==== Information shown

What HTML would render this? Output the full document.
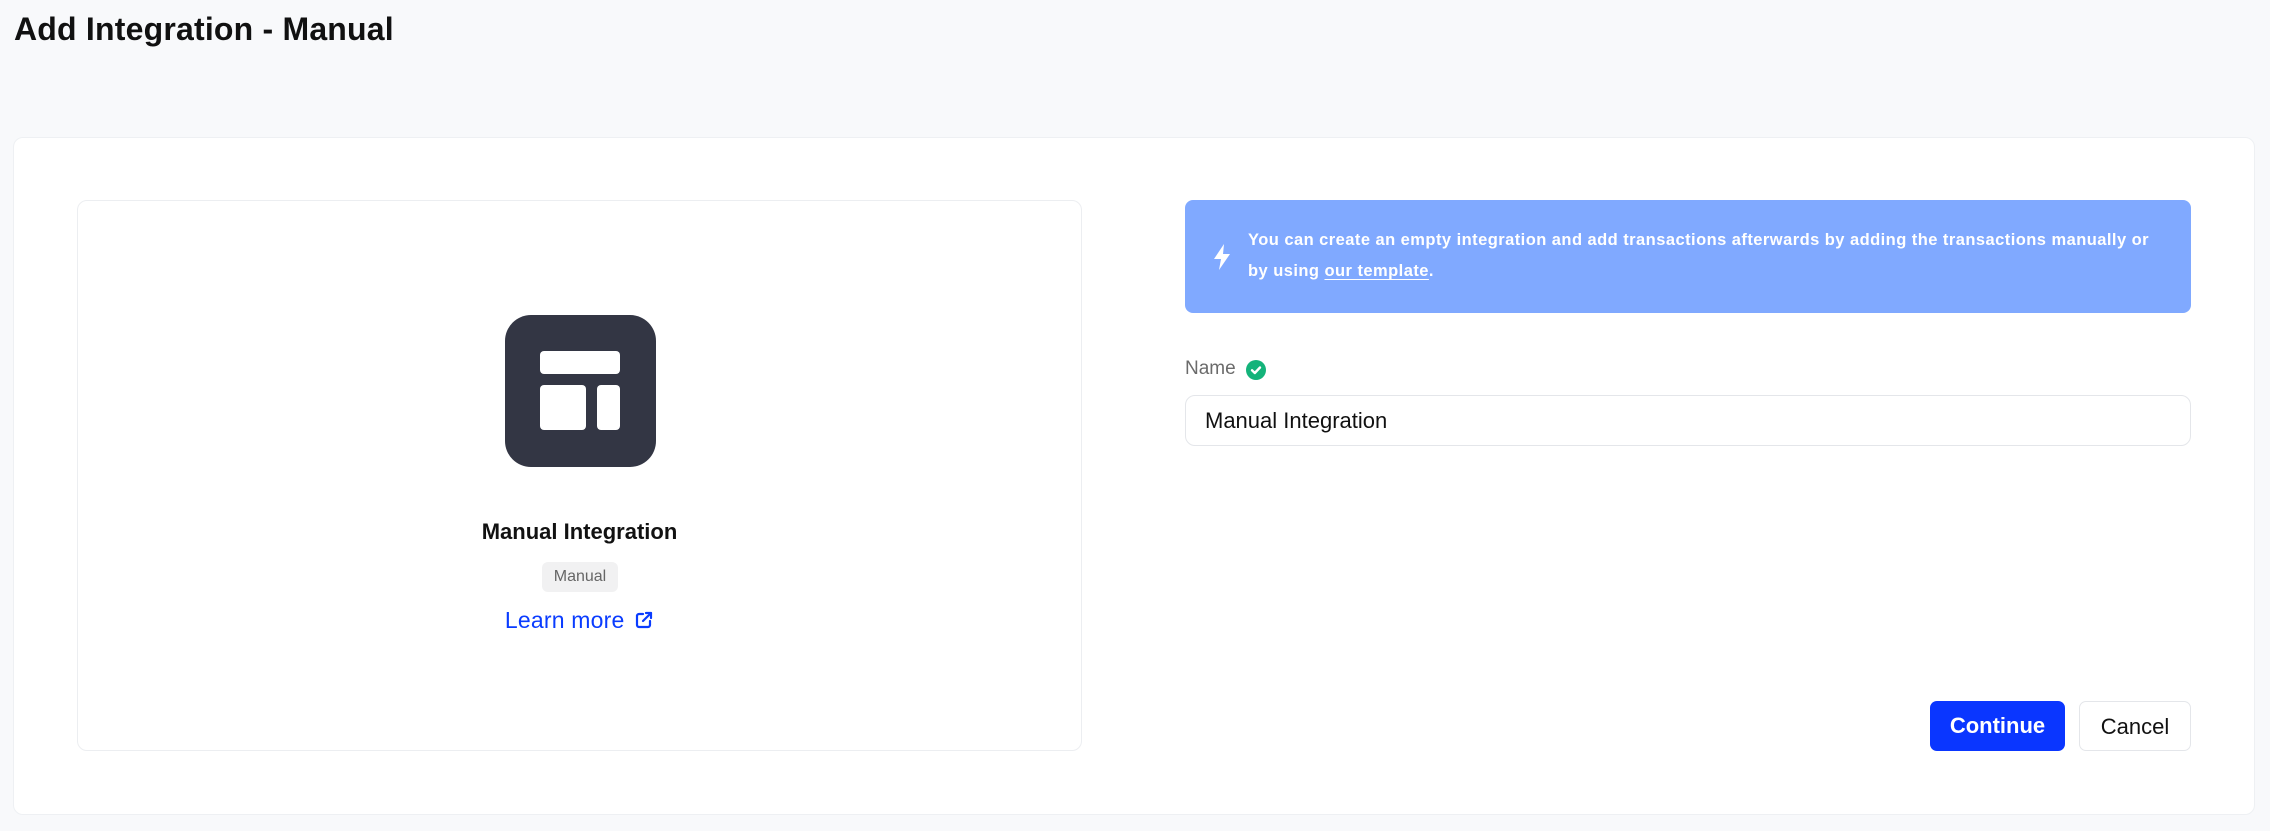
<!DOCTYPE html>
<html><head><meta charset="utf-8"><style>
*{box-sizing:border-box;margin:0;padding:0}
body{width:2270px;height:831px;background:#f8f9fb;font-family:"Liberation Sans",sans-serif;position:relative;overflow:hidden;color:#111}
.abs{position:absolute}
h1{position:absolute;left:14px;top:11px;font-size:32px;font-weight:bold;color:#111;letter-spacing:0.2px}
.card{left:13px;top:137px;width:2242px;height:678px;background:#fff;border:1px solid #eef0f3;border-radius:10px}
.inner{left:77px;top:200px;width:1005px;height:551px;border:1px solid #eceef1;border-radius:10px}
.icon{left:505px;top:315px;width:151px;height:152px;background:#333644;border-radius:26px}
.w{position:absolute;background:#fff;border-radius:4px}
.center{position:absolute;left:77px;width:1005px;text-align:center}
.badge{left:542px;top:562px;width:76px;height:30px;background:#f1f1f2;border-radius:6px;font-size:16px;color:#666;text-align:center;line-height:30px}
.info{left:1185px;top:200px;width:1006px;height:113px;background:#80a9ff;border-radius:8px}
.info p{position:absolute;left:63px;top:25px;width:940px;color:#fff;font-size:16.5px;font-weight:bold;line-height:31px;letter-spacing:0.45px}
.info u{text-underline-offset:3px}
.input{left:1185px;top:395px;width:1006px;height:51px;border:1px solid #e4e6ea;border-radius:10px;font-size:22px;line-height:49px;padding-left:19px;color:#111}
.btn{top:701px;height:50px;border-radius:7px;font-size:22px;text-align:center;line-height:50px}
</style></head><body>
<h1>Add Integration - Manual</h1>
<div class="abs card"></div>
<div class="abs inner"></div>
<div class="abs icon">
 <div class="w" style="left:35px;top:36px;width:80px;height:23px"></div>
 <div class="w" style="left:35px;top:70px;width:46px;height:45px"></div>
 <div class="w" style="left:92px;top:70px;width:23px;height:45px"></div>
</div>
<div class="center" style="top:519px;font-size:22px;font-weight:bold">Manual Integration</div>
<div class="abs badge">Manual</div>
<div class="center" style="top:607px;font-size:23px;color:#0a3cff;letter-spacing:0.2px">Learn more <svg width="20" height="20" viewBox="0 0 20 20" style="vertical-align:-2px;margin-left:3px" fill="none" stroke="#0a3cff" stroke-width="2.2" stroke-linecap="round" stroke-linejoin="round"><path d="M9 4H5a2 2 0 0 0-2 2v9a2 2 0 0 0 2 2h9a2 2 0 0 0 2-2v-4"/><path d="M12 3h5v5"/><path d="M17 3l-8 8"/></svg></div>
<div class="abs info">
 <svg class="abs" style="left:27px;top:43px" width="20" height="28" viewBox="0 0 20 28"><path d="M12 1L2 16h7l-2 11 11-16h-7z" fill="#fff"/></svg>
 <p>You can create an empty integration and add transactions afterwards by adding the transactions manually or<br>by using <u>our template</u>.</p>
</div>
<div class="abs" style="left:1185px;top:358px;font-size:19px;color:#6b6b6b">Name</div>
<svg class="abs" style="left:1246px;top:360px" width="20" height="20" viewBox="0 0 20 20"><circle cx="10" cy="10" r="10" fill="#14b37a"/><path d="M6 10.3l2.8 2.7L14 7.5" stroke="#fff" stroke-width="2.4" fill="none" stroke-linecap="round" stroke-linejoin="round"/></svg>
<div class="abs input">Manual Integration</div>
<div class="abs btn" style="left:1930px;width:135px;background:#0a36ff;color:#fff;font-weight:bold">Continue</div>
<div class="abs btn" style="left:2079px;width:112px;background:#fff;border:1px solid #e4e6ea;color:#111">Cancel</div>
</body></html>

========

> **Task instructions**
Output a faithful copy of the data, with each picture left out.

> **Final result**
What HTML would render this? Output the full document.
<!DOCTYPE html>
<html><head><meta charset="utf-8"><style>
*{box-sizing:border-box;margin:0;padding:0}
body{width:2270px;height:831px;background:#f8f9fb;font-family:"Liberation Sans",sans-serif;position:relative;overflow:hidden;color:#111}
.abs{position:absolute}
h1{position:absolute;left:14px;top:11px;font-size:32px;font-weight:bold;color:#111;letter-spacing:0.2px}
.card{left:13px;top:137px;width:2242px;height:678px;background:#fff;border:1px solid #eef0f3;border-radius:10px}
.inner{left:77px;top:200px;width:1005px;height:551px;border:1px solid #eceef1;border-radius:10px}
.icon{left:505px;top:315px;width:151px;height:152px;background:#333644;border-radius:26px}
.w{position:absolute;background:#fff;border-radius:4px}
.center{position:absolute;left:77px;width:1005px;text-align:center}
.badge{left:542px;top:562px;width:76px;height:30px;background:#f1f1f2;border-radius:6px;font-size:16px;color:#666;text-align:center;line-height:30px}
.info{left:1185px;top:200px;width:1006px;height:113px;background:#80a9ff;border-radius:8px}
.info p{position:absolute;left:63px;top:25px;width:940px;color:#fff;font-size:16.5px;font-weight:bold;line-height:31px;letter-spacing:0.45px}
.info u{text-underline-offset:3px}
.input{left:1185px;top:395px;width:1006px;height:51px;border:1px solid #e4e6ea;border-radius:10px;font-size:22px;line-height:49px;padding-left:19px;color:#111}
.btn{top:701px;height:50px;border-radius:7px;font-size:22px;text-align:center;line-height:50px}
</style></head><body>
<h1>Add Integration - Manual</h1>
<div class="abs card"></div>
<div class="abs inner"></div>
<div class="abs icon">
 <div class="w" style="left:35px;top:36px;width:80px;height:23px"></div>
 <div class="w" style="left:35px;top:70px;width:46px;height:45px"></div>
 <div class="w" style="left:92px;top:70px;width:23px;height:45px"></div>
</div>
<div class="center" style="top:519px;font-size:22px;font-weight:bold">Manual Integration</div>
<div class="abs badge">Manual</div>
<div class="center" style="top:607px;font-size:23px;color:#0a3cff;letter-spacing:0.2px">Learn more <svg width="20" height="20" viewBox="0 0 20 20" style="vertical-align:-2px;margin-left:3px" fill="none" stroke="#0a3cff" stroke-width="2.2" stroke-linecap="round" stroke-linejoin="round"><path d="M9 4H5a2 2 0 0 0-2 2v9a2 2 0 0 0 2 2h9a2 2 0 0 0 2-2v-4"/><path d="M12 3h5v5"/><path d="M17 3l-8 8"/></svg></div>
<div class="abs info">
 <svg class="abs" style="left:27px;top:43px" width="20" height="28" viewBox="0 0 20 28"><path d="M12 1L2 16h7l-2 11 11-16h-7z" fill="#fff"/></svg>
 <p>You can create an empty integration and add transactions afterwards by adding the transactions manually or<br>by using <u>our template</u>.</p>
</div>
<div class="abs" style="left:1185px;top:358px;font-size:19px;color:#6b6b6b">Name</div>
<svg class="abs" style="left:1246px;top:360px" width="20" height="20" viewBox="0 0 20 20"><circle cx="10" cy="10" r="10" fill="#14b37a"/><path d="M6 10.3l2.8 2.7L14 7.5" stroke="#fff" stroke-width="2.4" fill="none" stroke-linecap="round" stroke-linejoin="round"/></svg>
<div class="abs input">Manual Integration</div>
<div class="abs btn" style="left:1930px;width:135px;background:#0a36ff;color:#fff;font-weight:bold">Continue</div>
<div class="abs btn" style="left:2079px;width:112px;background:#fff;border:1px solid #e4e6ea;color:#111">Cancel</div>
</body></html>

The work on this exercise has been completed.